In his infamous “fine people on both sides” press conference following the tragic events in Charlottesville, Virginia, President Trump offered a solution for America’s persistent struggle with racial violence. “If we continue to create jobs — over a million —I think that’s going to have a tremendous impact… on race relations.”

Though often decried for his insensitivity toward minority groups, yesterday’s announcement to halt the Deferred Action for Childhood Arrivals (DACA) program being one of the most egregious examples, in the statement quoted above, Trump highlighted an overlooked component of racial and anti-immigrant violence—the relationship between poverty and nationalism.

Of course, the twentieth century provided a glaring example of nationalism born of economic insecurity with the rise of Nazi Germany. (Eerily, on September 4, 1942, the Nazis ordered most children under ten to be deported.)

Feeding off the nationalist anger from economic sanctions levied on Germany after World War I, the Nazis rose to power on a platform that blamed foreigners and immigrants—primarily Jews—for Germany’s destitution.

Currently, the US is witnessing its own form of ethnocentric and anti-immigrant nationalism, one driven by a confluence of economic events that have produced an existential anxiety in white-working class Americans.

As the world has become increasingly globalized, economic sectors like the steel and auto industry have moved overseas or become mechanized, disproportionately affecting white-working class Americans who now find themselves unemployed and without a higher education.

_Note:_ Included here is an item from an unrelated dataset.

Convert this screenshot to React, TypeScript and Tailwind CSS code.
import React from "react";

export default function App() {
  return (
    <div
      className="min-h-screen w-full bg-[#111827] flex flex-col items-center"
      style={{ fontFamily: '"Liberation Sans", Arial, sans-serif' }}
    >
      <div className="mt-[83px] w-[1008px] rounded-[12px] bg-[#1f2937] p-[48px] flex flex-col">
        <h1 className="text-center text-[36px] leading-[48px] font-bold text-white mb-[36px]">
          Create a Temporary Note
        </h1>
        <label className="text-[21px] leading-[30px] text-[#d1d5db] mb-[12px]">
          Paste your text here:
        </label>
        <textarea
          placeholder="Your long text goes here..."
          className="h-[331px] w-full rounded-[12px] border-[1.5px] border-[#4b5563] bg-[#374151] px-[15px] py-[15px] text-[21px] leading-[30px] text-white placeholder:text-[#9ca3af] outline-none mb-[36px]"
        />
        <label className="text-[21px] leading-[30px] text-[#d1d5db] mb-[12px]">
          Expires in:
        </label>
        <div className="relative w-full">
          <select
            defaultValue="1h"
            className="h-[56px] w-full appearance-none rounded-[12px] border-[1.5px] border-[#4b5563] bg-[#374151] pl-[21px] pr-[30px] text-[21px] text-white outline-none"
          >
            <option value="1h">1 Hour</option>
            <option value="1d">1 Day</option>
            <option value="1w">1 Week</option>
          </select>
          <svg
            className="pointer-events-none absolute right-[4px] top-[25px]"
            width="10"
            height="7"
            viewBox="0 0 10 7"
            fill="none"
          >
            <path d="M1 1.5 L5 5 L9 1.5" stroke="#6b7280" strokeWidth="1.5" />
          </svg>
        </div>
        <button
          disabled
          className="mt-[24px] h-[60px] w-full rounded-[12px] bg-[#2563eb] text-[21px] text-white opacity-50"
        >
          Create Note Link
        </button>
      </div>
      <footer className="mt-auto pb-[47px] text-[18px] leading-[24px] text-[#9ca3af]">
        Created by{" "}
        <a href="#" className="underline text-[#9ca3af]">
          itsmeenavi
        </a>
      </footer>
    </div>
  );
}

Additionally, the sluggish recovery from the 2008 economic recession has significantly impacted the white-working class. In the beginning days of the crash, the federal government infused billions of dollars into the economy, bailing out the auto industry and creating jobs using stimulus funds.

However, the slow pace of the recovery, punctuated by an expanding wealth-gap, has punished lower and middle class workers. According to the US Bureau of Labor Statistics, the total yearly increase in earnings since 2007 has been one percent, and just .03 percent since 1979, meaning that roughly half of wage-earners, many who are part of the white-working class, are performing less well than their parents.

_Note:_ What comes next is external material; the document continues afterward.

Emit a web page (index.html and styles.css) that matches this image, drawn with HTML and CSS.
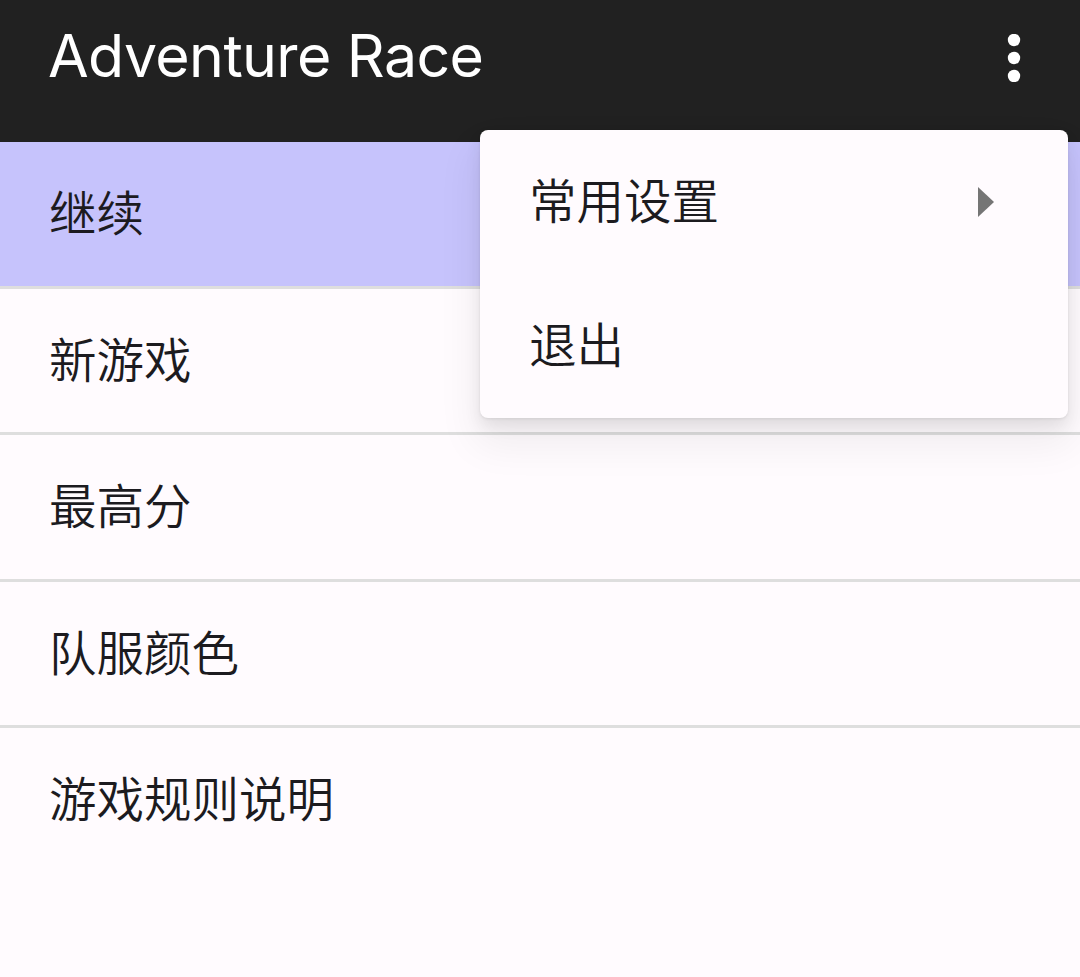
FILE: index.html
```html
<!DOCTYPE html>
<html lang="zh-CN">
<head>
<meta charset="utf-8">
<title>Adventure Race</title>
<link rel="stylesheet" href="styles.css">
</head>
<body>
<div class="app">
  <header class="topbar">
    <h1 class="title">Adventure Race</h1>
    <button class="overflow" aria-label="更多选项">
      <svg width="14" height="48" viewBox="0 0 14 48" aria-hidden="true">
        <circle cx="7" cy="6" r="6.2" fill="#fff"/>
        <circle cx="7" cy="24" r="6.2" fill="#fff"/>
        <circle cx="7" cy="42" r="6.2" fill="#fff"/>
      </svg>
    </button>
  </header>
  <ul class="list">
    <li class="row row-active">继续</li>
    <li class="row">新游戏</li>
    <li class="row">最高分</li>
    <li class="row">队服颜色</li>
    <li class="row row-last">游戏规则说明</li>
  </ul>
  <div class="menu" role="menu">
    <div class="menu-item" role="menuitem">
      <span>常用设置</span>
      <svg class="submenu-arrow" width="16" height="30" viewBox="0 0 16 30" aria-hidden="true">
        <polygon points="0,0 16,15 0,30" fill="#757575"/>
      </svg>
    </div>
    <div class="menu-item" role="menuitem"><span>退出</span></div>
  </div>
</div>
</body>
</html>
```
FILE: styles.css
```css
html, body {
  margin: 0;
  padding: 0;
  background: #fffbfe;
}
body {
  font-family: "Noto Sans CJK SC", "Noto Sans", sans-serif;
  color: #1c1b1f;
  width: 1080px;
  height: 977px;
  overflow: hidden;
}
.app {
  position: relative;
  width: 1080px;
  height: 977px;
}
.topbar {
  height: 142px;
  background: #212121;
  display: flex;
  align-items: flex-start;
  justify-content: space-between;
  padding: 0 59px 0 48px;
  box-sizing: border-box;
}
.title {
  margin: 0;
  padding-top: 14px;
  font-family: Inter, "Noto Sans", sans-serif;
  font-weight: 400;
  font-size: 59px;
  line-height: 84px;
  color: #ffffff;
  letter-spacing: -0.6px;
}
.overflow {
  margin-top: 34px;
  padding: 0;
  border: 0;
  background: none;
  display: flex;
  line-height: 0;
}
.list {
  list-style: none;
  margin: 0;
  padding: 0;
}
.row {
  height: 137.5px;
  padding: 0 0 6px 49px;
  display: flex;
  align-items: center;
  font-size: 47.5px;
  font-weight: 350;
  line-height: 1;
  border-bottom: 3px solid #dedede;
  box-sizing: content-box;
}
.row-active {
  background: #c6c3fc;
}
.row-last {
  border-bottom: 0;
}
.menu {
  position: absolute;
  left: 480px;
  top: 130px;
  width: 588px;
  background: #fffbfe;
  border-radius: 8px;
  box-shadow: 0 22px 40px 6px rgba(0, 0, 0, 0.06), 0 8px 16px rgba(0, 0, 0, 0.08), 0 1px 3px rgba(0, 0, 0, 0.08);
}
.menu-item {
  height: 144px;
  display: flex;
  align-items: center;
  justify-content: space-between;
  padding: 0 74px 6px 49px;
  box-sizing: border-box;
  font-size: 47.5px;
  font-weight: 350;
  line-height: 1;
}
.submenu-arrow {
  display: block;
  margin-top: 6px;
}
```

Moreover, as globalization and income inequality have expanded, the white-working class has seen their quality of life decrease. For example, whites are more likely to be employed in the declining manufacturing sector and live in areas devastated by deindustrialization. With few job opportunities, and little education to fall back on, the effects on white-working class communities have been dire.

Between 1978 and 1998, the mortality rate for whites aged forty-five to fifty-four dropped 2 percent per year. The reasons for the increased death rate are not typical—including suicide, alcohol and drug overdoses, and alcohol-related liver disease—and likely result from the psychological effects of poverty and the impact of perceived personal and vocational failure.

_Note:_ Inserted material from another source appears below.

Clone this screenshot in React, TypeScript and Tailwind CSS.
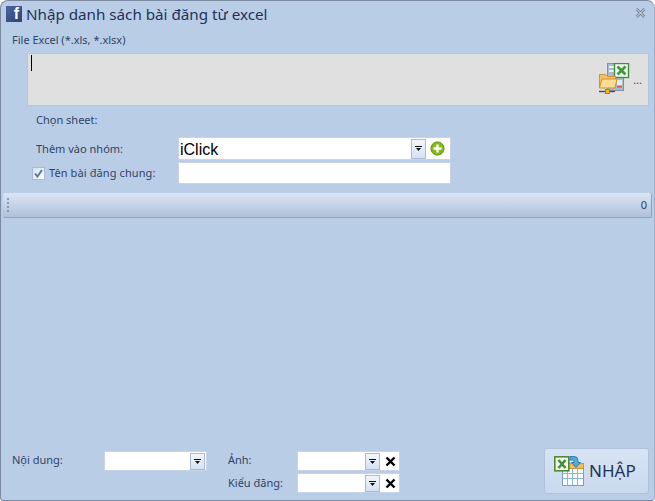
import React from 'react'

const labelClass = 'text-[11px] leading-[14px] text-[#2f4468]'

function DropButton({ tall }: { tall?: boolean }) {
  return (
    <span
      className={`flex w-[15px] items-center justify-center border border-[#a9bad4] bg-gradient-to-b from-[#f2f6fc] to-[#d5e2f3] ${
        tall ? 'h-[20px]' : 'h-[17px]'
      }`}
    >
      <svg width="7" height="5" viewBox="0 0 7 5">
        <rect x="0" y="0" width="7" height="1" fill="#111" />
        <path d="M1 2h5L3.5 5z" fill="#111" />
      </svg>
    </span>
  )
}

function Combo({ clear }: { clear?: boolean }) {
  return (
    <div className="flex h-[20px] w-[103px] items-center border border-[#c6d3e8] bg-white pr-[1px]">
      {clear ? (
        <>
          <span className="ml-auto">
            <DropButton />
          </span>
          <svg width="11" height="11" viewBox="0 0 11 11" className="ml-[5px] mr-[2px]">
            <path d="M1.5 1.5l8 8M9.5 1.5l-8 8" stroke="#000" strokeWidth="2.4" />
          </svg>
        </>
      ) : (
        <span className="ml-auto">
          <DropButton />
        </span>
      )}
    </div>
  )
}

function FbIcon() {
  return (
    <span className="flex h-[16px] w-[16px] items-end justify-end bg-gradient-to-br from-[#4a66a0] to-[#2c4373] pr-[3px] font-['Liberation_Sans',sans-serif] text-[16px] font-bold leading-[16px] text-white">
      f
    </span>
  )
}

function ExcelFolderIcon() {
  return (
    <svg width="31" height="31" viewBox="0 0 31 31">
      <rect x="8.5" y="0.5" width="16" height="27" fill="#a9bccf" stroke="#7f93a8" />
      <rect x="10" y="3" width="5" height="2" fill="#eef3f8" />
      <rect x="10" y="7" width="5" height="2" fill="#eef3f8" />
      <rect x="18" y="17" width="5" height="5" fill="#e4ecf2" />
      <rect x="18" y="23" width="5" height="1.5" fill="#d9534f" />
      <rect x="15.5" y="0.5" width="14" height="14" fill="#f4f8f2" stroke="#3f8f3a" strokeWidth="1.4" />
      <path d="M18.5 3.5l8 8M26.5 3.5l-8 8" stroke="#3f9a3c" strokeWidth="2.6" />
      <path d="M0.5 11.5h6l2 2h8v11h-16z" fill="#f0c269" stroke="#cc9330" />
      <path d="M3 16h15l-2 9H0.5z" fill="#fbdc92" stroke="#cc9330" />
      <path d="M0 28.5h16" stroke="#4a4a4a" strokeWidth="1.4" />
      <rect x="6.5" y="26.5" width="4" height="4" fill="#f4b820" stroke="#b27a10" />
    </svg>
  )
}

function ExcelTableIcon() {
  return (
    <svg width="30" height="30" viewBox="0 0 30 30">
      <rect x="8.5" y="7.5" width="21" height="22" fill="#f8fbfe" stroke="#7d9dbd" />
      <rect x="8.5" y="7.5" width="21" height="5" fill="#f2bd55" stroke="#cf9733" />
      <path d="M8.5 17.5h21M8.5 22.5h21M13.5 12.5v17M18.5 12.5v17M23.5 12.5v17" stroke="#8fb3d2" />
      <path d="M16 0.5h4a4 4 0 0 1 4 4v2h2.5l-4.5 5-4.5-5H20V5.5a1.5 1.5 0 0 0-1.5-1.5H16z" fill="#55a7dc" stroke="#2f7fb6" />
      <rect x="0.8" y="0.8" width="14" height="14" fill="#f3f7ef" stroke="#4d8a33" strokeWidth="1.6" />
      <path d="M4.5 4l7 8M11.5 4l-7 8" stroke="#3d9237" strokeWidth="2.6" />
    </svg>
  )
}

export default function App() {
  return (
    <div className="flex h-[501px] w-[655px] flex-col rounded-t-[8px] rounded-b-[4px] border border-[#7b8aa0] border-r-[#9fb0c8] bg-[#bacde6] font-['Noto_Sans',sans-serif]">
      <div className="flex h-[29px] items-center pl-[5px] pr-[8px]">
        <span className="mb-[3px]">
          <FbIcon />
        </span>
        <span className="mb-[3px] ml-[4px] text-[15.2px] leading-[20px] text-[#1f3358]">Nhập danh sách bài đăng từ excel</span>
        <svg width="11" height="10" viewBox="0 0 11 10" className="mb-[6px] ml-auto">
          <path d="M1.5 1l8 8M9.5 1l-8 8" stroke="#6a7a92" strokeWidth="2.6" />
          <path d="M1.5 1l8 8M9.5 1l-8 8" stroke="#f3f6fb" strokeWidth="1" />
        </svg>
      </div>

      <div className={`mt-[3px] pl-[11px] ${labelClass}`}>File Excel (*.xls, *.xlsx)</div>

      <div className="ml-[26px] mr-[5px] mt-[6px] flex h-[53px] items-center border border-[#b4c5de] bg-[#e0e0e0] pl-[3px] pr-[6px]">
        <span className="mb-[34px] h-[16px] w-[1px] bg-black" />
        <span className="mb-[2px] ml-auto">
          <ExcelFolderIcon />
        </span>
        <span className="ml-[3px] text-[11px] leading-[14px] text-[#2a4d9b]">...</span>
      </div>

      <div className={`ml-[35px] mt-[7px] ${labelClass}`}>Chọn sheet:</div>

      <div className="mt-[10px] flex items-center pl-[35px]">
        <span className={`w-[142px] ${labelClass}`}>Thêm vào nhóm:</span>
        <div className="flex h-[23px] w-[273px] items-center border border-[#c6d3e8] bg-white pl-[1px] pr-[24px] font-['Liberation_Sans',sans-serif] text-[16px] text-black">
          <span className="pt-[2px]">iClick</span>
          <span className="ml-auto">
            <DropButton tall />
          </span>
        </div>
        <svg width="15" height="15" viewBox="0 0 15 15" className="-ml-[21px]">
          <circle cx="7.5" cy="7.5" r="6.6" fill="#86b81a" stroke="#5e9a0a" />
          <path d="M7.5 3.5v8M3.5 7.5h8" stroke="#fff" strokeWidth="2.4" />
        </svg>
      </div>

      <div className="mt-[2px] flex items-center pl-[31px]">
        <span className="flex h-[13px] w-[13px] items-center justify-center border border-[#a9b9d2] bg-gradient-to-br from-[#d5dfeb] to-[#ffffff]">
          <svg width="9" height="9" viewBox="0 0 9 9">
            <path d="M1 4.5l2.4 3L8 1" fill="none" stroke="#5b7aa8" strokeWidth="2" />
          </svg>
        </span>
        <span className={`ml-[4px] w-[129px] tracking-[0.1px] ${labelClass}`}>Tên bài đăng chung:</span>
        <div className="h-[22px] w-[273px] border border-[#c6d3e8] bg-white" />
      </div>

      <div className="mx-[2px] mt-[9px] flex h-[25px] items-center justify-between rounded-[2px] border-b border-r border-[#8ea3c4] bg-gradient-to-b from-[#dbe6f5] to-[#b0c1d7] pl-[4px] pr-[4px]">
        <span className="flex flex-col gap-[2px]">
          <span className="h-[2px] w-[2px] bg-[#8899bb]" />
          <span className="h-[2px] w-[2px] bg-[#8899bb]" />
          <span className="h-[2px] w-[2px] bg-[#8899bb]" />
          <span className="h-[2px] w-[2px] bg-[#8899bb]" />
        </span>
        <span className={labelClass}>0</span>
      </div>

      <div className="flex-1" />

      <div className="mb-[6px] flex items-start pl-[11px] pr-[5px]">
        <span className={`mt-[5px] w-[92px] ${labelClass}`}>Nội dung:</span>
        <div className="mt-[3px]">
          <Combo />
        </div>
        <div className="ml-[21px] mt-[3px] flex flex-col gap-[2px]">
          <div className="flex items-center">
            <span className={`mb-[2px] w-[69px] ${labelClass}`}>Ảnh:</span>
            <Combo clear />
          </div>
          <div className="flex items-center">
            <span className={`w-[69px] ${labelClass}`}>Kiểu đăng:</span>
            <Combo clear />
          </div>
        </div>
        <div className="ml-auto flex h-[46px] w-[105px] items-center rounded-[3px] border border-[#b0c2dc] bg-gradient-to-b from-[#d8e4f4] to-[#c9d9ee] pl-[9px]">
          <ExcelTableIcon />
          <span className="ml-[5px] text-[17px] leading-[20px] text-[#1f3358]">NHẬP</span>
        </div>
      </div>
    </div>
  )
}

It is these psychological effects, borne of globalization and the 2008 crash, that have contributed to the emergence of white nationalism in the US.

As factory jobs continue to be shipped overseas, a common refrain among the white-working class has been to blame foreigners and immigrants for the absence of well-paying jobs, resulting in reactionary conduct centered on economic nativism and anti-immigrant rhetoric.

Additionally, the decline of the white middle-class has been punctuated by the increased prosperity of minority groups. Last month on NBC’s Meet the Press, former Atlanta mayor and civil rights leader Andrew Young said that he was “uncomfortable” condemning Ku Klux Klan members, as they are the “forgotten” and among the “poorest of the poor”. As they see progress in minority communities, Young said, the white-working class’ frustration becomes exacerbated and manifests as nationalist indignation.

In all, the historical cycle of nationalist movements includes a common element—backlash by an impoverished and self-professed “native” ethnic group against those regarded as cultural invaders and unjustly prosperous. One reason for such a reaction is the human condition itself, which compels us to feel shame in the wake of personal failure, and to blame others for our tribulations.

However, poverty-based despair does not excuse the message or conduct of white nationalist movements in the US—many of which espouse racism and xenophobia that open old wounds and divide the country.

But it is important to recognize poverty as a contributor to nationalism in America. To pacify these nativist movements, and prevent race-related conflict, public policy should focus on economic solutions to elevate struggling Americans before they resort to xenophobic violence to cure their destitution.

This includes acknowledging Trump’s push for more jobs (here’s hoping he doesn’t ignore the potential of those involving clean energy), along with the importance of providing training applicable to today’s economy and offering social programs that provide the “poorest of the poor” with a reason to feel some hope.